Screenshot shows the home page for DCell, a deep neural network simulating cell structure and function.
Image: Trey Ideker lab
DCell, a model of a functioning brewer’s yeast cell, is available to researchers as
an online app.

DCell allows researchers to change a cell’s DNA (its genetic code) and see how those changes ripple upward to change its biological processes, and subsequent to that, cell growth and reproduction. Its training data set consisted of several million examples of genetic mutations in real yeast cells, paired with information about the results of those mutations.

The researchers found that DCell could use its simulated yeast to accurately predict cell growth. And since it’s a “visible” neural network, the researchers could see the cellular mechanisms that were altered when they messed around with the DNA.

This transparency means that DCell could potentially be used for in silico studies of cells, obviating the need for expensive and time-consuming lab experiments. If the researchers can figure out how to model not just a simple yeast cell but also complex human cells, the effects could be dramatic. “If you could construct a whole working model of a human cell and run simulations on it,” says Ideker, “that would utterly revolutionize precision medicine and drug development.”

Cancer is the most obvious disease to study, because each cancer patient’s tumor cells contain a unique mix of mutations. “You could boot up the model with the patient’s genome and mutations, and it would tell you how quickly those cells will grow, and how aggressive that cancer is,” Ideker says. 

What’s more, pharma companies searching for new cancer drugs use cell growth as the metric of success or failure. They look at a multitude of molecules that turn different genes on or off, asking for each: Does this potential drug cause the tumor cell to stop multiplying? With billions of dollars going to R&D for cancer drugs, an in silico shortcut has clear appeal. 

Upgrading from yeast to human cells won’t be an easy task. Researchers need to gather enough information about human patients to form a training data set for a neural network—they’ll need millions of records that include both patients’ genetic profiles and their health outcomes. But that data will accumulate fairly quickly, Ideker predicts. “There’s a ton of attention going into sequencing patient genomes,” he says. 
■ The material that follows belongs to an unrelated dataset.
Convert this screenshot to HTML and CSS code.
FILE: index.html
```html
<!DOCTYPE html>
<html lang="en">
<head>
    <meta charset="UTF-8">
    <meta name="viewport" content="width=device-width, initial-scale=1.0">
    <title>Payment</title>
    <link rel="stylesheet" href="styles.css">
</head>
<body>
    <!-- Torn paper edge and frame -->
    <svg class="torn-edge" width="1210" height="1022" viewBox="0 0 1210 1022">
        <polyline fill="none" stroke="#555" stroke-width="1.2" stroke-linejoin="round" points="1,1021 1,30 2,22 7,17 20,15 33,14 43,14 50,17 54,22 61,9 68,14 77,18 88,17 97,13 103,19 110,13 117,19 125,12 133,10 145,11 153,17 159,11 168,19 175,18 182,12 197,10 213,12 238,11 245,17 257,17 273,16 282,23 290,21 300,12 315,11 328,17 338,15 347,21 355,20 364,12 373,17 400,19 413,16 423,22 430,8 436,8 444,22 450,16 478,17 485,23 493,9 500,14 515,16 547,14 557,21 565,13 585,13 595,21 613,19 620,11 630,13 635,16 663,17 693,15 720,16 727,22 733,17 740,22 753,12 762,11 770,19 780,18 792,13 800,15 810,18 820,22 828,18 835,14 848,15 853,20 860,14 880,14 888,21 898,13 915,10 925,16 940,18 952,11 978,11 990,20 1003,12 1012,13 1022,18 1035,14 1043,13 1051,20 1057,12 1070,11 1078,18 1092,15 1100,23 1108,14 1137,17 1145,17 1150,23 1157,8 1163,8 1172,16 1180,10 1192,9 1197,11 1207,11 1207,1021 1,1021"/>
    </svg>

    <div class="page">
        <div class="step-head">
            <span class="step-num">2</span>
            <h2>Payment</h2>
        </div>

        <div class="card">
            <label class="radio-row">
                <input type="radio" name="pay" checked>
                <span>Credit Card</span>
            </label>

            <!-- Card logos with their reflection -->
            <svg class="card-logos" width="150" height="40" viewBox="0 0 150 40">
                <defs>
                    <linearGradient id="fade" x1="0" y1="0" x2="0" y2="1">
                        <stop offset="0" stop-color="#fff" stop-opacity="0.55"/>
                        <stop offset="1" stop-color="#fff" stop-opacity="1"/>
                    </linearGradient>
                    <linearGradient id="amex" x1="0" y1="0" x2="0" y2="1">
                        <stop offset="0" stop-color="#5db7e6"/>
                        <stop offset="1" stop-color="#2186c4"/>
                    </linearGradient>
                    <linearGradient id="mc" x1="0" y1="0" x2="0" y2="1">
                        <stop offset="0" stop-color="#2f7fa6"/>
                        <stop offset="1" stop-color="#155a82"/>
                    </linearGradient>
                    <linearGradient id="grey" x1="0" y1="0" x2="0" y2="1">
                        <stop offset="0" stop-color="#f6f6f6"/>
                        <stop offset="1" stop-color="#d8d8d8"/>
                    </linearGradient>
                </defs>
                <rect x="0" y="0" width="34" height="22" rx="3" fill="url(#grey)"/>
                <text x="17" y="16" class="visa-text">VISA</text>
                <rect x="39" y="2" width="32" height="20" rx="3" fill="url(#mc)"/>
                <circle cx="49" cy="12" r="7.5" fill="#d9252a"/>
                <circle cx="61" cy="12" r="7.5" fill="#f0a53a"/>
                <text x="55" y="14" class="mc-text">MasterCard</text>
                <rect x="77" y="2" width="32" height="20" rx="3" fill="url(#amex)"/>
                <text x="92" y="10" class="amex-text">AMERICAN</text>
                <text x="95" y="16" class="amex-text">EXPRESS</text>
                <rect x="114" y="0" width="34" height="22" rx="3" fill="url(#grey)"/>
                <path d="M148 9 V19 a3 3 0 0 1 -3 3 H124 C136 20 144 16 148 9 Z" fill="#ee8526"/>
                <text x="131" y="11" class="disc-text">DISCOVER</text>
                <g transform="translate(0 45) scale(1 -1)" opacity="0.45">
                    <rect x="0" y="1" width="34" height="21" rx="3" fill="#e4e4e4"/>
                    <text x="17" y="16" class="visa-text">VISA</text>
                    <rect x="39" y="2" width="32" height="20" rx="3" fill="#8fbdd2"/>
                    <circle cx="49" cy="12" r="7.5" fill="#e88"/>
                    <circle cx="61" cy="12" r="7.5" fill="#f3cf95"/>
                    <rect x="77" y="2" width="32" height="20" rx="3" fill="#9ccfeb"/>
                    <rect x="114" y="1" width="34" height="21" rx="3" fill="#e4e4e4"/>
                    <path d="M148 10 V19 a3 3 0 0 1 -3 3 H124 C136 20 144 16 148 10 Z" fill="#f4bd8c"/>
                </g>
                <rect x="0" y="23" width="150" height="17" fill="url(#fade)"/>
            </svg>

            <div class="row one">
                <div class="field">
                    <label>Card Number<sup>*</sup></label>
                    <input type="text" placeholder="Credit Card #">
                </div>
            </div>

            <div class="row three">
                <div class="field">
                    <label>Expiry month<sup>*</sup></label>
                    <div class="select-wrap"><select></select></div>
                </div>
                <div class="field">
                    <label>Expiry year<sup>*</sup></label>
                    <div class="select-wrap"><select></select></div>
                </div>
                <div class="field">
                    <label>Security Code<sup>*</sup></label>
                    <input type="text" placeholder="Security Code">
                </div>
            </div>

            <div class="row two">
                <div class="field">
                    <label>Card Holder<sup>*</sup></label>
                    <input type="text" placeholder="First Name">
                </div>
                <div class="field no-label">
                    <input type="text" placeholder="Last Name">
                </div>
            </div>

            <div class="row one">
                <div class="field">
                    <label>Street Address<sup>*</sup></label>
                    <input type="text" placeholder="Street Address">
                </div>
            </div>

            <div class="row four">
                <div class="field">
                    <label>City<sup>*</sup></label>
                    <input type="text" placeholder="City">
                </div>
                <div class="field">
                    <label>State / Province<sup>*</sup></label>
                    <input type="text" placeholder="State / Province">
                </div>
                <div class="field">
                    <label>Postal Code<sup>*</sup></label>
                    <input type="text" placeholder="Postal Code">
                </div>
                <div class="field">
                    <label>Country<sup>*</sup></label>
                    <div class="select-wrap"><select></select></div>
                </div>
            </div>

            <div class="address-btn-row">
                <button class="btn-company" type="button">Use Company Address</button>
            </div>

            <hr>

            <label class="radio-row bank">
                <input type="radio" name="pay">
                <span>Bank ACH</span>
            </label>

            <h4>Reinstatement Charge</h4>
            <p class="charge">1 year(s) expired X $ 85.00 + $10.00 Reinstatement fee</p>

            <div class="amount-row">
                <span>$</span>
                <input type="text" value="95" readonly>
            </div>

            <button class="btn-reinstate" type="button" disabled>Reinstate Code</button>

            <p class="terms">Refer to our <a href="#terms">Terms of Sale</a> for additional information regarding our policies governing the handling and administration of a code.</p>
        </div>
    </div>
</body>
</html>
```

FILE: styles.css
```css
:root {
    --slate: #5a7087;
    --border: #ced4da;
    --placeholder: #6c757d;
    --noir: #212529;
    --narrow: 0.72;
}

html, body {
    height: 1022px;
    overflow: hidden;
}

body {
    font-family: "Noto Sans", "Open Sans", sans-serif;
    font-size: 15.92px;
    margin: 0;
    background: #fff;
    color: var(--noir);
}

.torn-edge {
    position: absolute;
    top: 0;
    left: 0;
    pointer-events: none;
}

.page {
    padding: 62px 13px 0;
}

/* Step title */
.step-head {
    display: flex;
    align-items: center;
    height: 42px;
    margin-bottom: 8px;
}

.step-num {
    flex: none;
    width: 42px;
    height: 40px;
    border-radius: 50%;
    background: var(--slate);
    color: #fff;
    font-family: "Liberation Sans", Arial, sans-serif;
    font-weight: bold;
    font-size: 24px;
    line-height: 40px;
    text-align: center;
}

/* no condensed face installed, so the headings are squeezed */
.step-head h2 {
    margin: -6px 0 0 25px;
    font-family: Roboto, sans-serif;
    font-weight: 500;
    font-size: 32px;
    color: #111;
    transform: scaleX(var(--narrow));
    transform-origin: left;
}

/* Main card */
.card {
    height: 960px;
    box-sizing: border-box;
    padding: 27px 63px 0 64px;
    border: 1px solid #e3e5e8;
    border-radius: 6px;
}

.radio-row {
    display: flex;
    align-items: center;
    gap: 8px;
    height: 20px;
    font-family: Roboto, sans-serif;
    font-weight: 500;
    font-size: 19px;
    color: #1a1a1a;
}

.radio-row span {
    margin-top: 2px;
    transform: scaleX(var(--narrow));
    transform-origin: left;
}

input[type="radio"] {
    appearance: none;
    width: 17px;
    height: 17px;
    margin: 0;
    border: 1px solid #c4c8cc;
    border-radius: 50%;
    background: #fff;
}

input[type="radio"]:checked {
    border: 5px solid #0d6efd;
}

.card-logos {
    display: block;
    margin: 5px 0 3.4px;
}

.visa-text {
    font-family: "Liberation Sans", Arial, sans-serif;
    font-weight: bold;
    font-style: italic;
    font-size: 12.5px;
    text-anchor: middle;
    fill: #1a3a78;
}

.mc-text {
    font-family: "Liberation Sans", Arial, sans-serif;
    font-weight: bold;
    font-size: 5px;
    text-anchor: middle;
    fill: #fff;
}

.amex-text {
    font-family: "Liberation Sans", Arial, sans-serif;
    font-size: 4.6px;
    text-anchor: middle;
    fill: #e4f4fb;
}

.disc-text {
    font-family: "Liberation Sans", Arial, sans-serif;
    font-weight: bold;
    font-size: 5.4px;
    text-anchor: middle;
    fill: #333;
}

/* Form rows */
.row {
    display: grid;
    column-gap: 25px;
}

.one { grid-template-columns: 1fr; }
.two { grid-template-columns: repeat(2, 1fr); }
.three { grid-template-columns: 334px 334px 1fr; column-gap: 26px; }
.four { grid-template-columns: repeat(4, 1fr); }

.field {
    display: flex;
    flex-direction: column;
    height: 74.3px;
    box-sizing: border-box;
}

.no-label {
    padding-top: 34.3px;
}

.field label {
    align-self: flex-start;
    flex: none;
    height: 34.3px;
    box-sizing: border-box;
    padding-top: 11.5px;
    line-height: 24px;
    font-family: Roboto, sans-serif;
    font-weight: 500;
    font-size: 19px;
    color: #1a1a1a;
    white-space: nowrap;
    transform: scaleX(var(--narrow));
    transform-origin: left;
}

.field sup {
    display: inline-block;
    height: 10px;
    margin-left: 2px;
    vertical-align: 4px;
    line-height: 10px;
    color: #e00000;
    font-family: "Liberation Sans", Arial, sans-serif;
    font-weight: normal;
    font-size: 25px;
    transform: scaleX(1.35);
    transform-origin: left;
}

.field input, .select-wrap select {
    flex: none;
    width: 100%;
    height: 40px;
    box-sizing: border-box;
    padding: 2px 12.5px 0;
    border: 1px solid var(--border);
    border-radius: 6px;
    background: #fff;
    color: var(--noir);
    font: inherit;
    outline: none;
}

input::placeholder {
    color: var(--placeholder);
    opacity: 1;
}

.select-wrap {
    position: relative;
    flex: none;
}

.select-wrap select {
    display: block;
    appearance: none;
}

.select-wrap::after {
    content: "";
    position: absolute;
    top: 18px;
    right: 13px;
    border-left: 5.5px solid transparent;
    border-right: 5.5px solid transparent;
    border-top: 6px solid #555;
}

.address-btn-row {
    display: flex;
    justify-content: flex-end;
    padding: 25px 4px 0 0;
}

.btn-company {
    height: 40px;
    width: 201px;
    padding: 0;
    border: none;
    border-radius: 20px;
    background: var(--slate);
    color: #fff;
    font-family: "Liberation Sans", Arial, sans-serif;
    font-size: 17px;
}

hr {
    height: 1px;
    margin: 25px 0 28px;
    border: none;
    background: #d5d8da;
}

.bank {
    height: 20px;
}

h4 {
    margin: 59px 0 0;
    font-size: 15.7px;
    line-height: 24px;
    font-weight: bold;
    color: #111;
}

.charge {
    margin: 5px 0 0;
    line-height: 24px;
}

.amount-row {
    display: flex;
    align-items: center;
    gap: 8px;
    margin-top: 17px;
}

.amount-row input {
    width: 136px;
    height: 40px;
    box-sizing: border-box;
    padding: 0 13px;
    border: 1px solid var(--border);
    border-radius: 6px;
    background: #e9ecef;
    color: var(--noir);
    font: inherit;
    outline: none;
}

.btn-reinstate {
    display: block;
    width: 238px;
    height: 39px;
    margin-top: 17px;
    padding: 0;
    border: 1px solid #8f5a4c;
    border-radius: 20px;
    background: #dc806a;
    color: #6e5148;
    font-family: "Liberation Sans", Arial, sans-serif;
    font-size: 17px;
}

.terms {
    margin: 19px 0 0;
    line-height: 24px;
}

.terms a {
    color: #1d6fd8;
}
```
The trickier part is gathering the knowledge of how a human cancer cell works, so the neural network can be mapped to its component parts. Ideker is part of a consortium called the Cancer Cell Map Initiative that aims to help with this challenge. Cataloging a cancer cell’s biological processes is tough because the mutations don’t only switch cellular functions on and off, they can also dial them up or down, and can act in concert in complicated ways. 

Still, Ideker is hopeful that he can employ a machine learning technique called transfer learning to get from a neural network that models yeast cells to one that models human cells. “Once you’ve built a system that recognizes cats, you don’t need to retrain the whole neural network to recognize squirrels,” he says.